Collective intelligence — well-connected, diverse groups can solve problems no individual member could.

43%
of variance in group task performance explained by the c factor
Woolley et al. (2010) 1

In action

Example

A cross-functional team assembles to address a supply-chain disruption. One senior member dominates the early discussion; quieter specialists hold back. The team's solution converges on a narrow set of options already considered by the dominant speaker. A second team, facilitated to distribute speaking time equally and draw out contributions from every role, surfaces three viable alternatives the first team never identified.

The process structure, not the expertise present, determined which team solved the problem.

Why it matters

Collective intelligence determines whether a team will perform consistently across varied challenges or merely match the output of its strongest member in narrow domains. Because the c factor predicts performance at r=0.52 on novel tasks 1 while average member IQ predicts it at r=0.15, selecting teams by individual credentials alone misses most of the variance in what those teams will actually deliver 3.

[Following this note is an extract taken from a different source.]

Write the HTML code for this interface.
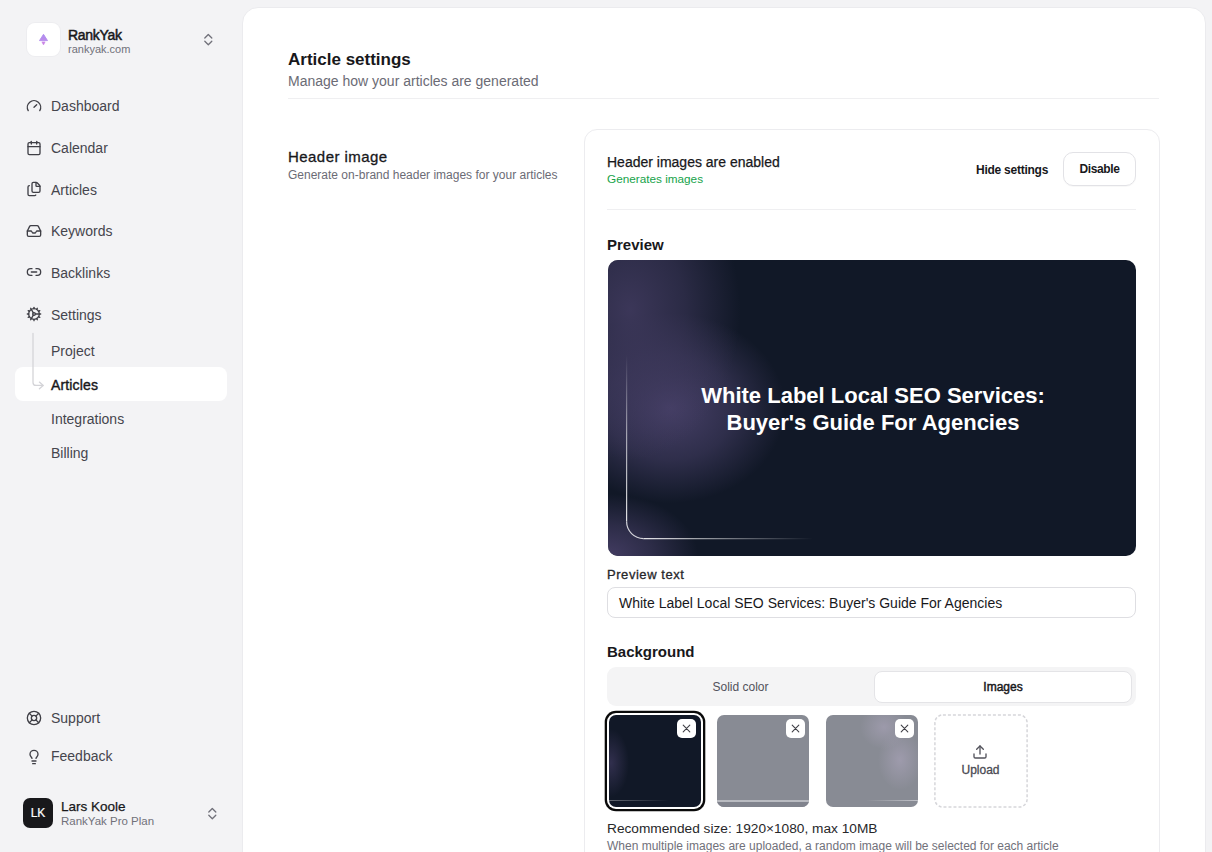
<!DOCTYPE html>
<html><head><meta charset="utf-8">
<style>
*{box-sizing:border-box;margin:0;padding:0}
html,body{width:1212px;height:852px;overflow:hidden}
body{background:#f3f3f5;font-family:"Liberation Sans",sans-serif;color:#18181b;position:relative}
.a{position:absolute;white-space:nowrap;line-height:1}
.nav{color:#45454d;font-size:14px}
svg.i{position:absolute;width:16px;height:16px;fill:none;stroke:#3f3f46;stroke-width:2;stroke-linecap:round;stroke-linejoin:round}
.panel{position:absolute;left:242px;top:7px;width:964px;height:900px;background:#fff;border:1px solid #ebebee;border-radius:16px}
.thumb{position:absolute;top:715px;width:92px;height:92px;border-radius:7px;overflow:hidden}
.xb{position:absolute;width:19px;height:19px;background:#fff;border-radius:5px}
.xb svg{position:absolute;left:4px;top:4px;width:11px;height:11px;fill:none;stroke:#3f3f46;stroke-width:1.1;stroke-linecap:round}
</style></head>
<body>
<!-- SIDEBAR -->
<div class="a" style="left:27px;top:23px;width:33px;height:33px;background:#fff;border-radius:8px;box-shadow:0 0 0 1px #ededf0"></div>
<svg class="a" style="left:27px;top:23px;width:33px;height:33px" viewBox="0 0 33 33"><defs><linearGradient id="lg" x1="0" y1="0" x2="0" y2="1"><stop offset="0" stop-color="#a88ef2"/><stop offset="1" stop-color="#c08ae8"/></linearGradient></defs><path d="M16.5 11.3 L20.5 17.6 L12.5 17.6 Z" fill="url(#lg)" stroke="#b28cee" stroke-width="0.9" stroke-linejoin="round"/><path d="M14.9 18.9 L18.1 18.9 L16.5 21.9 Z" fill="#c985e6" stroke="#c985e6" stroke-width="0.6" stroke-linejoin="round"/></svg>
<div class="a" style="left:68px;top:28px;font-size:14px;letter-spacing:-0.3px;-webkit-text-stroke:0.5px #18181b;color:#18181b">RankYak</div>
<div class="a" style="left:68px;top:44px;font-size:11px;color:#71717a">rankyak.com</div>
<svg class="a" style="left:200px;top:30px;width:16px;height:19px" viewBox="0 0 16 19" fill="none" stroke="#71717a" stroke-width="1.3" stroke-linecap="round" stroke-linejoin="round"><path d="M4.8 8 L8.3 4.5 L11.8 8"/><path d="M4.8 11.3 L8.3 14.8 L11.8 11.3"/></svg>

<svg class="i" style="left:26px;top:98px" viewBox="0 0 24 24"><path d="m12 14 4-4"/><path d="M3.34 19a10 10 0 1 1 17.32 0"/></svg>
<div class="a nav" style="left:51px;top:99px">Dashboard</div>
<svg class="i" style="left:26px;top:140px" viewBox="0 0 24 24"><path d="M8 2v4"/><path d="M16 2v4"/><rect width="18" height="18" x="3" y="4" rx="2"/><path d="M3 10h18"/></svg>
<div class="a nav" style="left:51px;top:141px">Calendar</div>
<svg class="i" style="left:26px;top:181px" viewBox="0 0 24 24"><path d="M15 2h-4a2 2 0 0 0-2 2v11a2 2 0 0 0 2 2h8a2 2 0 0 0 2-2V8"/><path d="M16.706 2.706A2.4 2.4 0 0 0 15 2v5a1 1 0 0 0 1 1h5a2.4 2.4 0 0 0-.706-1.706z"/><path d="M5 7a2 2 0 0 0-2 2v11a2 2 0 0 0 2 2h8a2 2 0 0 0 1.732-1"/></svg>
<div class="a nav" style="left:51px;top:183px">Articles</div>
<svg class="i" style="left:26px;top:223px" viewBox="0 0 24 24"><polyline points="22 12 16 12 14 15 10 15 8 12 2 12"/><path d="M5.45 5.11 2 12v6a2 2 0 0 0 2 2h16a2 2 0 0 0 2-2v-6l-3.45-6.89A2 2 0 0 0 16.76 4H7.24a2 2 0 0 0-1.79 1.11z"/></svg>
<div class="a nav" style="left:51px;top:224px">Keywords</div>
<svg class="i" style="left:26px;top:264px" viewBox="0 0 24 24"><path d="M9 17H7A5 5 0 0 1 7 7h2"/><path d="M15 7h2a5 5 0 1 1 0 10h-2"/><line x1="8" x2="16" y1="12" y2="12"/></svg>
<div class="a nav" style="left:51px;top:266px">Backlinks</div>
<svg class="i" style="left:26px;top:306px" viewBox="0 0 24 24"><path d="M12 20a8 8 0 1 0 0-16 8 8 0 0 0 0 16Z"/><path d="M12 14a2 2 0 1 0 0-4 2 2 0 0 0 0 4Z"/><path d="M12 2v2"/><path d="M12 22v-2"/><path d="m17 20.66-1-1.73"/><path d="M11 10.27 7 3.34"/><path d="m20.66 17-1.73-1"/><path d="m3.34 7 1.73 1"/><path d="M14 12h8"/><path d="M2 12h2"/><path d="m20.66 7-1.73 1"/><path d="m3.34 17 1.73-1"/><path d="m17 3.34-1 1.73"/><path d="m11 13.73-4 6.93"/></svg>
<div class="a nav" style="left:51px;top:308px">Settings</div>

<div class="a" style="left:15px;top:367px;width:212px;height:34px;background:#fff;border-radius:8px"></div>
<svg class="a" style="left:28px;top:330px;width:20px;height:62px" viewBox="0 0 20 62" fill="none" stroke="#d4d4d8" stroke-width="1.3" stroke-linecap="round" stroke-linejoin="round"><path d="M5 3.4 V52.4 A3 3 0 0 0 8 55.4 H15"/><path d="M11.4 52.1 L15.2 55.4 L11.4 58.7"/></svg>
<div class="a nav" style="left:51px;top:344px">Project</div>
<div class="a nav" style="left:51px;top:378px;color:#18181b;letter-spacing:0.15px;-webkit-text-stroke:0.4px #18181b">Articles</div>
<div class="a nav" style="left:51px;top:412px">Integrations</div>
<div class="a nav" style="left:51px;top:446px">Billing</div>

<svg class="i" style="left:26px;top:710px" viewBox="0 0 24 24"><circle cx="12" cy="12" r="10"/><path d="m4.93 4.93 4.24 4.24"/><path d="m14.83 9.17 4.24-4.24"/><path d="m14.83 14.83 4.24 4.24"/><path d="m9.17 14.83-4.24 4.24"/><circle cx="12" cy="12" r="4"/></svg>
<div class="a nav" style="left:51px;top:711px">Support</div>
<svg class="i" style="left:26px;top:749px" viewBox="0 0 24 24"><path d="M15 14c.2-1 .7-1.7 1.5-2.5 1-.9 1.5-2.2 1.5-3.5A6 6 0 0 0 6 8c0 1 .2 2.2 1.5 3.5.7.7 1.3 1.5 1.5 2.5"/><path d="M9 18h6"/><path d="M10 22h4"/></svg>
<div class="a nav" style="left:51px;top:749px">Feedback</div>

<div class="a" style="left:23px;top:798px;width:30px;height:30px;background:#18181b;border-radius:7px;color:#fff;font-size:12px;text-align:center;line-height:31px;-webkit-text-stroke:0.2px #fff">LK</div>
<div class="a" style="left:61px;top:800px;font-size:13.5px;color:#18181b;-webkit-text-stroke:0.25px #18181b">Lars Koole</div>
<div class="a" style="left:61px;top:816px;font-size:11.5px;color:#71717a">RankYak Pro Plan</div>
<svg class="a" style="left:204px;top:804px;width:16px;height:19px" viewBox="0 0 16 19" fill="none" stroke="#71717a" stroke-width="1.3" stroke-linecap="round" stroke-linejoin="round"><path d="M4.8 8 L8.3 4.5 L11.8 8"/><path d="M4.8 11.3 L8.3 14.8 L11.8 11.3"/></svg>

<!-- MAIN PANEL -->
<div class="panel"></div>
<div class="a" style="left:288px;top:51px;font-size:17px;font-weight:700">Article settings</div>
<div class="a" style="left:288px;top:74px;font-size:14px;color:#6b6b75">Manage how your articles are generated</div>
<div class="a" style="left:288px;top:98px;width:871px;height:1px;background:#efeff1"></div>

<div class="a" style="left:288px;top:149px;font-size:15px;letter-spacing:0.45px;-webkit-text-stroke:0.3px #18181b">Header image</div>
<div class="a" style="left:288px;top:169px;font-size:12px;color:#6b6b75">Generate on-brand header images for your articles</div>

<div class="a" style="left:584px;top:129px;width:576px;height:800px;border:1px solid #ececef;border-radius:13px"></div>
<div class="a" style="left:607px;top:155px;font-size:14px;-webkit-text-stroke:0.25px #18181b">Header images are enabled</div>
<div class="a" style="left:607px;top:173px;font-size:11.75px;color:#16a34a">Generates images</div>
<div class="a" style="left:976px;top:164px;font-size:12px;font-weight:700;letter-spacing:-0.25px">Hide settings</div>
<div class="a" style="left:1063px;top:152px;width:73px;height:34px;border:1px solid #e2e2e6;border-radius:10px;box-shadow:0 1px 1px rgba(0,0,0,0.03);font-size:12px;font-weight:700;letter-spacing:-0.4px;text-align:center;line-height:32px">Disable</div>
<div class="a" style="left:607px;top:209px;width:529px;height:1px;background:#efeff1"></div>

<div class="a" style="left:607px;top:237px;font-size:15px;font-weight:700">Preview</div>
<div class="a" style="left:608px;top:260px;width:528px;height:296px;background:#111827;border-radius:10px;overflow:hidden">
  <div class="a" style="left:0;top:0;width:528px;height:296px;background:radial-gradient(ellipse 110px 150px at 22px 50px,rgba(64,58,94,0.9) 0%,rgba(64,58,94,0.55) 50%,rgba(64,58,94,0) 100%),radial-gradient(ellipse 115px 95px at 62px 148px,rgba(76,68,110,0.9) 0%,rgba(76,68,110,0.5) 55%,rgba(76,68,110,0) 100%),radial-gradient(ellipse 90px 62px at 0px 296px,rgba(72,64,104,0.9) 0%,rgba(72,64,104,0.5) 50%,rgba(72,64,104,0) 100%)"></div>
  <svg class="a" style="left:0;top:0;width:528px;height:296px" viewBox="0 0 528 296" fill="none"><defs><linearGradient id="lv" gradientUnits="userSpaceOnUse" x1="0" y1="95" x2="0" y2="270"><stop offset="0" stop-color="#fff" stop-opacity="0"/><stop offset="0.45" stop-color="#fff" stop-opacity="0.55"/><stop offset="1" stop-color="#fff" stop-opacity="0.9"/></linearGradient><linearGradient id="lh" gradientUnits="userSpaceOnUse" x1="30" y1="0" x2="205" y2="0"><stop offset="0" stop-color="#fff" stop-opacity="0.9"/><stop offset="1" stop-color="#fff" stop-opacity="0"/></linearGradient></defs><path d="M18.6 95 V261.6" stroke="url(#lv)" stroke-width="1.2"/><path d="M18.6 261.6 A17 17 0 0 0 35.6 278.6" stroke="#e5e5ea" stroke-opacity="0.9" stroke-width="1.2"/><path d="M35.6 278.6 H205" stroke="url(#lh)" stroke-width="1.2"/></svg>
  <div class="a" style="left:1px;top:122px;width:528px;text-align:center;color:#fff;font-size:22px;font-weight:700;line-height:27px">White Label Local SEO Services:<br>Buyer's Guide For Agencies</div>
</div>

<div class="a" style="left:607px;top:568px;font-size:13px;letter-spacing:0.55px;color:#27272a;-webkit-text-stroke:0.3px #27272a">Preview text</div>
<div class="a" style="left:607px;top:587px;width:529px;height:31px;border:1px solid #dedee2;border-radius:8px"></div>
<div class="a" style="left:619px;top:596px;font-size:14px;color:#18181b">White Label Local SEO Services: Buyer's Guide For Agencies</div>

<div class="a" style="left:607px;top:644px;font-size:15px;font-weight:700">Background</div>
<div class="a" style="left:607px;top:667px;width:529px;height:39px;background:#f4f4f5;border-radius:9px"></div>
<div class="a" style="left:607px;top:681px;width:267px;text-align:center;font-size:12px;color:#52525b">Solid color</div>
<div class="a" style="left:874px;top:671px;width:258px;height:32px;background:#fff;border:1px solid #e4e4e7;border-radius:8px"></div>
<div class="a" style="left:874px;top:681px;width:258px;text-align:center;font-size:12px;-webkit-text-stroke:0.45px #18181b">Images</div>

<div class="thumb" style="left:608.5px;background:#111827;box-shadow:0 0 0 2px #fff,0 0 0 4.3px #0a0a0a"><div class="a" style="left:0;top:0;width:93px;height:92px;background:radial-gradient(ellipse 18px 34px at 2px 48px,rgba(80,70,115,0.5),rgba(80,70,115,0))"></div><div class="a" style="left:0;top:85px;width:60px;height:1px;background:linear-gradient(90deg,rgba(255,255,255,0.35),rgba(255,255,255,0))"></div></div>
<div class="thumb" style="left:717px;background:#888b94"><div class="a" style="left:0;top:85px;width:93px;height:1.5px;background:#b9bbc1"></div><div class="a" style="left:0;top:86.5px;width:93px;height:6px;background:#80838d"></div></div>
<div class="thumb" style="left:825.5px;background:#888b94"><div class="a" style="left:0;top:0;width:93px;height:92px;background:radial-gradient(ellipse 24px 22px at 58px 12px,rgba(165,160,180,0.7),rgba(165,160,180,0)),radial-gradient(ellipse 22px 30px at 74px 45px,rgba(165,160,180,0.75),rgba(165,160,180,0))"></div><div class="a" style="left:40px;top:85px;width:53px;height:1px;background:linear-gradient(90deg,rgba(220,220,225,0),rgba(220,220,225,0.7))"></div></div>
<svg class="a" style="left:934px;top:714px;width:94px;height:94px" viewBox="0 0 94 94"><rect x="0.9" y="0.9" width="92.2" height="92.2" rx="8" fill="none" stroke="#d6d6da" stroke-width="1.5" stroke-dasharray="3 2"/></svg>
<div class="xb" style="left:677px;top:719px"><svg viewBox="0 0 11 11"><path d="M2.2 2.2 8.8 8.8M8.8 2.2 2.2 8.8"/></svg></div>
<div class="xb" style="left:786px;top:719px"><svg viewBox="0 0 11 11"><path d="M2.2 2.2 8.8 8.8M8.8 2.2 2.2 8.8"/></svg></div>
<div class="xb" style="left:895px;top:719px"><svg viewBox="0 0 11 11"><path d="M2.2 2.2 8.8 8.8M8.8 2.2 2.2 8.8"/></svg></div>
<svg class="a" style="left:972px;top:744px;width:16px;height:16px" viewBox="0 0 24 24" fill="none" stroke="#52525b" stroke-width="2" stroke-linecap="round" stroke-linejoin="round"><path d="M21 15v4a2 2 0 0 1-2 2H5a2 2 0 0 1-2-2v-4"/><polyline points="17 8 12 3 7 8"/><line x1="12" x2="12" y1="3" y2="15"/></svg>
<div class="a" style="left:934px;top:764px;width:93px;text-align:center;font-size:12px;color:#4a4a52;-webkit-text-stroke:0.3px #4a4a52">Upload</div>

<div class="a" style="left:607px;top:822px;font-size:13.7px;color:#27272a">Recommended size: 1920×1080, max 10MB</div>
<div class="a" style="left:607px;top:840px;font-size:12px;color:#71717a">When multiple images are uploaded, a random image will be selected for each article</div>
</body></html>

For leaders, the practical significance is that collective intelligence is trainable. Structuring meetings to distribute speaking time, building conditions of psychological safety that allow reticent members to contribute, and selecting for social sensitivity when forming teams all target the most modifiable c-factor predictors 14. Remote teams show no measurable decline in collective intelligence relative to co-located groups when social sensitivity among members remains high, confirming that virtual collaboration does not inherently diminish a group's intellectual capacity 2.

Frequently asked
How is collective intelligence different from average individual IQ?+

Collective intelligence is a group-level trait distinct from the average intelligence of its members. It predicts group task performance at r=0.52, compared to r=0.15 for average member IQ. A team of moderately able individuals with high social sensitivity will typically outperform a team of high-IQ individuals who fail to distribute conversational participation.

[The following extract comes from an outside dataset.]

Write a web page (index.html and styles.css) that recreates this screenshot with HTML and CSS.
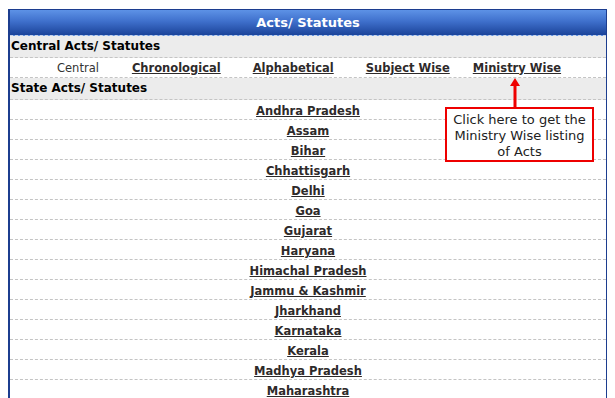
FILE: index.html
```html
<!DOCTYPE html>
<html lang="en">

<head>
    <meta charset="UTF-8">
    <title>Acts/ Statutes</title>
    <link rel="stylesheet" href="styles.css">
</head>

<body>
    <div class="panel">
        <div class="panel-title">Acts/ Statutes</div>
        <div class="section-head">Central Acts/ Statutes</div>
        <div class="central-row">
            <span class="central-label">Central</span>
            <a href="#">Chronological</a>
            <a href="#">Alphabetical</a>
            <a href="#">Subject Wise</a>
            <a href="#" class="ministry">Ministry Wise</a>
        </div>
        <div class="section-head">State Acts/ Statutes</div>
        <div class="state-list">
            <div class="state-row"><a href="#">Andhra Pradesh</a></div>
            <div class="state-row"><a href="#">Assam</a></div>
            <div class="state-row"><a href="#">Bihar</a></div>
            <div class="state-row"><a href="#">Chhattisgarh</a></div>
            <div class="state-row"><a href="#">Delhi</a></div>
            <div class="state-row"><a href="#">Goa</a></div>
            <div class="state-row"><a href="#">Gujarat</a></div>
            <div class="state-row"><a href="#">Haryana</a></div>
            <div class="state-row"><a href="#">Himachal Pradesh</a></div>
            <div class="state-row"><a href="#">Jammu &amp; Kashmir</a></div>
            <div class="state-row"><a href="#">Jharkhand</a></div>
            <div class="state-row"><a href="#">Karnataka</a></div>
            <div class="state-row"><a href="#">Kerala</a></div>
            <div class="state-row"><a href="#">Madhya Pradesh</a></div>
            <div class="state-row"><a href="#">Maharashtra</a></div>
        </div>

        <!-- callout pointing at Ministry Wise -->
        <div class="callout">
            <svg class="callout-arrow" width="12" height="30" viewBox="0 0 12 30">
                <polygon points="6,0 11,8 1,8" fill="#ee0000" />
                <rect x="4.5" y="6" width="3" height="24" fill="#ee0000" />
            </svg>
            Click here to get the<br>Ministry Wise listing<br>of Acts
        </div>
    </div>
</body>

</html>
```

FILE: styles.css
```css
body {
    margin: 8px;
    background-color: #ffffff;
    font-family: "DejaVu Sans", Verdana, sans-serif;
    overflow: hidden;
}

.panel {
    position: relative;
    margin-top: 1px;
    border: 1px solid #1c3d8f;
    border-left-width: 2px;
    border-bottom: none;
}

.panel-title {
    height: 25px;
    line-height: 25px;
    text-align: center;
    color: #ffffff;
    font-weight: bold;
    font-size: 13px;
    background: linear-gradient(to bottom, #5d92e6 0%, #3f70cc 45%, #1b4399 100%);
    border-bottom: 1px dashed #c8d3e8;
}

.section-head {
    height: 21px;
    line-height: 21px;
    padding-left: 1px;
    font-weight: bold;
    font-size: 12px;
    color: #000000;
    background-color: #ececec;
    border-bottom: 1px dashed #c4c4c4;
}

.central-row {
    display: flex;
    align-items: center;
    height: 19px;
    padding-left: 47px;
    font-size: 11.5px;
    border-bottom: 1px dashed #c4c4c4;
}

.central-label {
    color: #333333;
    margin-right: 33px;
}

.central-row a {
    margin-right: 32px;
}

.central-row .ministry {
    margin-left: -9px;
}

a {
    color: #2e2a2a;
    font-weight: bold;
    font-size: 11.5px;
}

.state-row {
    height: 19px;
    line-height: 19px;
    text-align: center;
    border-bottom: 1px dashed #c4c4c4;
}

.callout {
    position: absolute;
    left: 435px;
    top: 97px;
    box-sizing: border-box;
    width: 149px;
    padding-top: 3px;
    border: 2px solid #ee0000;
    background-color: #ffffff;
    text-align: center;
    font-size: 13px;
    line-height: 16px;
    color: #222222;
}

.callout-arrow {
    position: absolute;
    left: 62px;
    top: -31px;
}
```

What factors most reliably increase a team's collective intelligence?+

The two most reliably modifiable predictors are equal distribution of speaking time across group members and high average social sensitivity. Leaders can raise collective intelligence by structuring meetings to prevent conversational dominance and by creating the psychological safety that enables quieter members to contribute substantively.

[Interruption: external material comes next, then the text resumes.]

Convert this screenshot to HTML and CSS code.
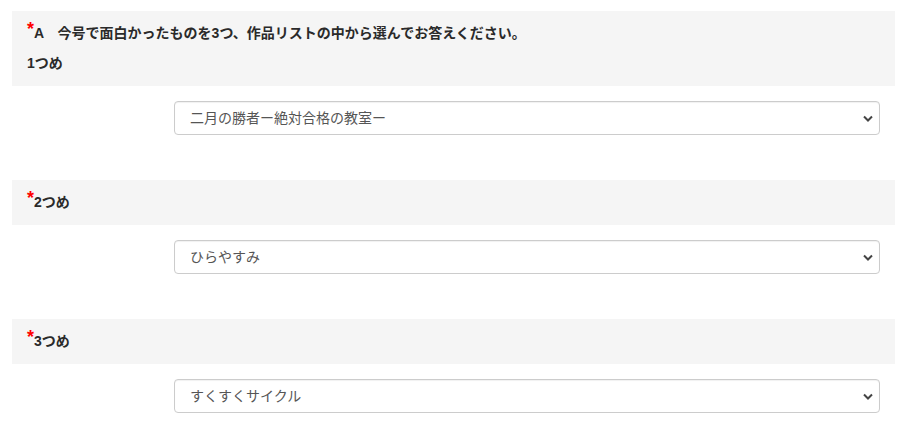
FILE: index.html
```html
<!DOCTYPE html>
<html lang="ja">
<head>
<meta charset="utf-8">
<link rel="stylesheet" href="styles.css">
</head>
<body>
<div class="form">
  <div class="q">
    <div class="q-head">
      <div class="q-title"><span class="req">*</span>A　今号で面白かったものを3つ、作品リストの中から選んでお答えください。</div>
      <div class="q-sub">1つめ</div>
    </div>
    <div class="q-body">
      <select class="sel"><option>二月の勝者ー絶対合格の教室ー</option></select>
    </div>
  </div>
  <div class="q">
    <div class="q-head">
      <div class="q-title"><span class="req">*</span>2つめ</div>
    </div>
    <div class="q-body">
      <select class="sel"><option>ひらやすみ</option></select>
    </div>
  </div>
  <div class="q">
    <div class="q-head">
      <div class="q-title"><span class="req">*</span>3つめ</div>
    </div>
    <div class="q-body">
      <select class="sel"><option>すくすくサイクル</option></select>
    </div>
  </div>
</div>
</body>
</html>
```

FILE: styles.css
```css
html, body {
  margin: 0;
  padding: 0;
  background: #fff;
}
body {
  font-family: "Liberation Sans", "Noto Sans CJK JP", sans-serif;
  color: #333;
}
.form {
  padding: 11px 15px 0 12px;
}
.q {
  margin-bottom: 45px;
}
.q-head {
  background: #f5f5f5;
  padding: 12px 15px 13px;
  font-size: 14px;
  font-weight: bold;
  line-height: 20px;
  color: #2a2a2a;
}
.q-title, .q-sub {
  height: 20px;
  white-space: nowrap;
}
.q-sub {
  margin-top: 10px;
}
.req {
  color: #f00;
  font-size: 18px;
  line-height: 0;
  position: relative;
  top: -3px;
  font-weight: bold;
}
.q-body {
  padding: 15px 15px 0 162px;
}
.sel {
  display: block;
  width: 100%;
  height: 34px;
  box-sizing: border-box;
  appearance: none;
  -webkit-appearance: none;
  border: 1px solid #ccc;
  border-radius: 4px;
  background: #fff url("data:image/svg+xml,%3Csvg xmlns='http://www.w3.org/2000/svg' width='10' height='7' viewBox='0 0 10 7'%3E%3Cpath d='M1 1.5l4 4 4-4' fill='none' stroke='%23444' stroke-width='2'/%3E%3C/svg%3E") no-repeat right 6px center;
  padding: 0 30px 0 15px;
  font-family: "Liberation Sans", "Noto Sans CJK JP", sans-serif;
  font-size: 14px;
  color: #555;
  box-shadow: inset 0 1px 1px rgba(0,0,0,0.06);
}
```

Does collective intelligence apply to remote or virtual teams?+

Remote and co-located teams show no significant difference in collective intelligence when social sensitivity among members remains high. The association between social sensitivity and the c factor holds equally across face-to-face and online collaboration settings, indicating that virtual work does not inherently reduce a group's intellectual capacity.

Can leaders actively develop collective intelligence in their teams?+

Evidence supports several leader-controllable levers. Distributing speaking time, building psychological safety, and selecting for social sensitivity when forming teams all target the most modifiable c-factor predictors. The Transactive Systems Model further suggests that cultivating transactive memory (clarity about who knows what) improves the reasoning quality that underpins group performance.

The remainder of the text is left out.